● **WHAT YOU SHOULD DO**: Using the records below, locate all lines containing "components" and return them.

● **DATA FOR THIS TASK**:
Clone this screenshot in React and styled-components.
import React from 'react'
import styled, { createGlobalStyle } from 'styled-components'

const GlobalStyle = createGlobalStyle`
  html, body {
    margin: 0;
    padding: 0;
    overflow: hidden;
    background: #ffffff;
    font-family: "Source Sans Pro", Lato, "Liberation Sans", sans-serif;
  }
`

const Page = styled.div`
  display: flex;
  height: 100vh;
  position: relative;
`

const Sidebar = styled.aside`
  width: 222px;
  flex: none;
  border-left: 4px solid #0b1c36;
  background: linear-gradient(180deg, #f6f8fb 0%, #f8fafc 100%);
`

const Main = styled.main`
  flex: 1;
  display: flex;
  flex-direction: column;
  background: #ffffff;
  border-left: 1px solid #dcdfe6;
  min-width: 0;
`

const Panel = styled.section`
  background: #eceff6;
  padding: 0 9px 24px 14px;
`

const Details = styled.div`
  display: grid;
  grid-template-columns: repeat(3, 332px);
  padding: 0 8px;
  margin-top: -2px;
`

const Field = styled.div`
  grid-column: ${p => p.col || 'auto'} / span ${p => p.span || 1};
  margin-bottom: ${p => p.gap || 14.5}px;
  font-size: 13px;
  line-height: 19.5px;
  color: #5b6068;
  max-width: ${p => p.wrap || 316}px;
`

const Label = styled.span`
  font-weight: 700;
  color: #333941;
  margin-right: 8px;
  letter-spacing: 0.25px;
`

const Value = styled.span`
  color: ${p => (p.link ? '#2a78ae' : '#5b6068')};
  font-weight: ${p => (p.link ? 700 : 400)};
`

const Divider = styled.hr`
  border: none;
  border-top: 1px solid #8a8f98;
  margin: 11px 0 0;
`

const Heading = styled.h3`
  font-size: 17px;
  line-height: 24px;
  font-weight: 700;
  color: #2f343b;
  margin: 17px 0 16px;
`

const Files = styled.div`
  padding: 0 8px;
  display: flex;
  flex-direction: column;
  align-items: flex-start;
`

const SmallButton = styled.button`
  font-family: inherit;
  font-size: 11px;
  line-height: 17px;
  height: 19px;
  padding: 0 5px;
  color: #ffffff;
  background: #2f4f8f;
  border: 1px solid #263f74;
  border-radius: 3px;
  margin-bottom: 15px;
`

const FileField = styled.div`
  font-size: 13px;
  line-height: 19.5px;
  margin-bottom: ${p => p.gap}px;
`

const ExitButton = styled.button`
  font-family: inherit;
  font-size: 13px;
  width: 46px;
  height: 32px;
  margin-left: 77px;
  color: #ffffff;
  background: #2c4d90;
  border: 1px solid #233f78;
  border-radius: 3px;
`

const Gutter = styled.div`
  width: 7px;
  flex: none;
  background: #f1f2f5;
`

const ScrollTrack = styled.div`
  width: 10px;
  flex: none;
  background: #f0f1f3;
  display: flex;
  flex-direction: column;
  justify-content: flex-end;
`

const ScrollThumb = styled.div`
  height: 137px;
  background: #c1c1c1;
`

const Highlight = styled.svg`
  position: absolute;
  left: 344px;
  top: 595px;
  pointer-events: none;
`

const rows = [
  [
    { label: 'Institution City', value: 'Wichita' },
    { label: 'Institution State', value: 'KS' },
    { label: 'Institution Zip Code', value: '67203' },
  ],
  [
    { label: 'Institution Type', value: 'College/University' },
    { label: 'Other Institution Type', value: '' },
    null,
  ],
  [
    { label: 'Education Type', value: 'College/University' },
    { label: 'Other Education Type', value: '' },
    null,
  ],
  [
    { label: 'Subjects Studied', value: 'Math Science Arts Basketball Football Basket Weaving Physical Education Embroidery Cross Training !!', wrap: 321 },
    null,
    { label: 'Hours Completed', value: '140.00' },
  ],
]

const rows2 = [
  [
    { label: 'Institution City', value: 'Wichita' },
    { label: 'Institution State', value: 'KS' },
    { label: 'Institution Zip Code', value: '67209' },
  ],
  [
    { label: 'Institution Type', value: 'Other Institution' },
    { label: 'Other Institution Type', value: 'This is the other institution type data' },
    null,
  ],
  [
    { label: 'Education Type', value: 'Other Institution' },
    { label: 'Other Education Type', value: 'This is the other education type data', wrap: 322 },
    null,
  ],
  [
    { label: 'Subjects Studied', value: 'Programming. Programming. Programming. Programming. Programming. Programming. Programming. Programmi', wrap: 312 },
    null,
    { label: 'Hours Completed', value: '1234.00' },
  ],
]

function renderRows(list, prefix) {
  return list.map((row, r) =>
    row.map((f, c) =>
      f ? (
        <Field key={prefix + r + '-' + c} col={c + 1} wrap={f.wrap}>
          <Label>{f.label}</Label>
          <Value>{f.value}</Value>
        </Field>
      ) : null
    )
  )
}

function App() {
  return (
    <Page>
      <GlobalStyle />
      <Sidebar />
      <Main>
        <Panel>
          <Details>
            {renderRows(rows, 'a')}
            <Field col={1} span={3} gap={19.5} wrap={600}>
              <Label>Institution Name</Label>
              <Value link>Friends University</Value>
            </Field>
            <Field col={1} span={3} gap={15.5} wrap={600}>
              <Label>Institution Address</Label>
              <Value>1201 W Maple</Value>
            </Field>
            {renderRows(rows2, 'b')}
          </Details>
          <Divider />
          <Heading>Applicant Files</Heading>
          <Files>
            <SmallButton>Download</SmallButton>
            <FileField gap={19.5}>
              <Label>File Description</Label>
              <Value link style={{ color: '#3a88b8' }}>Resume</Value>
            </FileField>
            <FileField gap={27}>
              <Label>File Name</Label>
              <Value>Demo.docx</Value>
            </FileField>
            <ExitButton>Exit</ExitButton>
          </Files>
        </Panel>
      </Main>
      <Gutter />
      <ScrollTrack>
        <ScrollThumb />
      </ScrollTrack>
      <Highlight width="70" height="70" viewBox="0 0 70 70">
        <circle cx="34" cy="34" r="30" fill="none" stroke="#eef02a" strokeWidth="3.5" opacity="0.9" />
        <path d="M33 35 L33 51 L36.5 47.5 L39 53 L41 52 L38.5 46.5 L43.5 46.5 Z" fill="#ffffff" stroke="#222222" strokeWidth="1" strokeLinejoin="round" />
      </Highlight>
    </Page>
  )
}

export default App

--

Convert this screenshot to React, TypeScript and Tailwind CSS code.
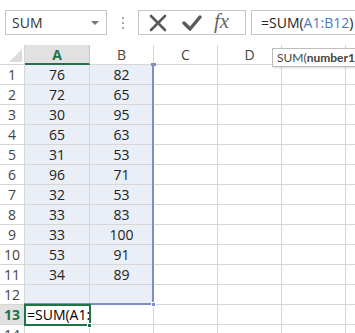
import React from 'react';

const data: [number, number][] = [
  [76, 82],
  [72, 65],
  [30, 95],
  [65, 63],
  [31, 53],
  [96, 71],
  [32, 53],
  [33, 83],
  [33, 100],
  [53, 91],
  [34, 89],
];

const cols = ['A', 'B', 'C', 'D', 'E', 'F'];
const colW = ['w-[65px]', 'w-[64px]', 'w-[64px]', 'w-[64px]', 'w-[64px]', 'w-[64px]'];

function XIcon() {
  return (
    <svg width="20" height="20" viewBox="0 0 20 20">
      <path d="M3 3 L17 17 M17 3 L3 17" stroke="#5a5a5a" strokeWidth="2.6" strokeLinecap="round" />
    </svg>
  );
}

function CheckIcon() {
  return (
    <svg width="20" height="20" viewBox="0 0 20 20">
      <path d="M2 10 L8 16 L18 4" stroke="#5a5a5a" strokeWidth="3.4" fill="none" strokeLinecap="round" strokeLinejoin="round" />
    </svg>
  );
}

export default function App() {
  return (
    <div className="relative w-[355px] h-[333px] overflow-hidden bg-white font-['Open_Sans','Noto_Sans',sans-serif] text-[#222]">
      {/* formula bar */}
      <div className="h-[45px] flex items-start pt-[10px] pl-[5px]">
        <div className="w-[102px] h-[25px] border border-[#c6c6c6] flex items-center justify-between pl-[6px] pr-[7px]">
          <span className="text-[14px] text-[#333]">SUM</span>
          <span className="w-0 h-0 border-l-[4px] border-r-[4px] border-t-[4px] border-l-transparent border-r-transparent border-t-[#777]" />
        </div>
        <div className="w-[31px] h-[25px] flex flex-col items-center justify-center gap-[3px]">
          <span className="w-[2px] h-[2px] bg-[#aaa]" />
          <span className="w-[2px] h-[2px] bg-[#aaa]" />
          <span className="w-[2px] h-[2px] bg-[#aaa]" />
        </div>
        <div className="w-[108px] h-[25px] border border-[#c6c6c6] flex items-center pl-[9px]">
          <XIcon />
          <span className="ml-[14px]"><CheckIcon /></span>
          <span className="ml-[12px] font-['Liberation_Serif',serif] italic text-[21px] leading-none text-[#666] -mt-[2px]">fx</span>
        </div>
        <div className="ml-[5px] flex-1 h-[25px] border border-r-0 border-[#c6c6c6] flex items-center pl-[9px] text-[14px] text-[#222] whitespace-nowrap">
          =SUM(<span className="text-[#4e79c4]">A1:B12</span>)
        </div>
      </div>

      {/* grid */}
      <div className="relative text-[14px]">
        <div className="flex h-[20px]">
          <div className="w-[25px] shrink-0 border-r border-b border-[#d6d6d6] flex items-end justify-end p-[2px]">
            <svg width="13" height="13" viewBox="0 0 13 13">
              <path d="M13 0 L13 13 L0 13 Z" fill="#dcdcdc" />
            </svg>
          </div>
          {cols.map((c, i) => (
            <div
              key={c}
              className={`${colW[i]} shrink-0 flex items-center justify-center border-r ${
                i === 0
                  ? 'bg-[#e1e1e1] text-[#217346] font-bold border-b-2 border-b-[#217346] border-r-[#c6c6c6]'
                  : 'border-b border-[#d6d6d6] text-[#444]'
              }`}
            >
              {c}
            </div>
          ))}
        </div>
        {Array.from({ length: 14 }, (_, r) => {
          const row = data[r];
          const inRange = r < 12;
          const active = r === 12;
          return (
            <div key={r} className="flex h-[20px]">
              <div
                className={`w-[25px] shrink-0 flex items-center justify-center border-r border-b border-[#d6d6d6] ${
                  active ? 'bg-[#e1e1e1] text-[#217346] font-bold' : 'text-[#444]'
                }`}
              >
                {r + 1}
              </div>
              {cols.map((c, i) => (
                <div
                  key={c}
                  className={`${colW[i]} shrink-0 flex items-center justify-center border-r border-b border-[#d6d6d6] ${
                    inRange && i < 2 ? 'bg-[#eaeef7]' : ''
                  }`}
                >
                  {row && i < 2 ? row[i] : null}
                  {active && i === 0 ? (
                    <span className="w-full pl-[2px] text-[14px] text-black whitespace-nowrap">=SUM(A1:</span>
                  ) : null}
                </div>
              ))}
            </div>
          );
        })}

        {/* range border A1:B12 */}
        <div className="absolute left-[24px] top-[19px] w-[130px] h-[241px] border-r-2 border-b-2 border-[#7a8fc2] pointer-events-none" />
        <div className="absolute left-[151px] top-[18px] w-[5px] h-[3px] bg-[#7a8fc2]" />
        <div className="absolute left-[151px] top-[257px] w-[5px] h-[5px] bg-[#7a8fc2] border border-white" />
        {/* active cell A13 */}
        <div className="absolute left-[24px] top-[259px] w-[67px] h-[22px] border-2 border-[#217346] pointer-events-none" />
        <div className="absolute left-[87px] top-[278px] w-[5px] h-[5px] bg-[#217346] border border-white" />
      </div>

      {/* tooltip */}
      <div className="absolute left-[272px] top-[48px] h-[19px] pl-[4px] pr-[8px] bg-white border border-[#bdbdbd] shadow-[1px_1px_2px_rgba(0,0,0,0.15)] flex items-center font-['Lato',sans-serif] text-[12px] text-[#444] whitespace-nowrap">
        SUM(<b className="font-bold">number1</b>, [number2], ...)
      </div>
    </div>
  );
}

● **RESPONSE TO THIS EXERCISE**:
Clone this screenshot in React and styled-components.
import styled, { createGlobalStyle } from 'styled-components'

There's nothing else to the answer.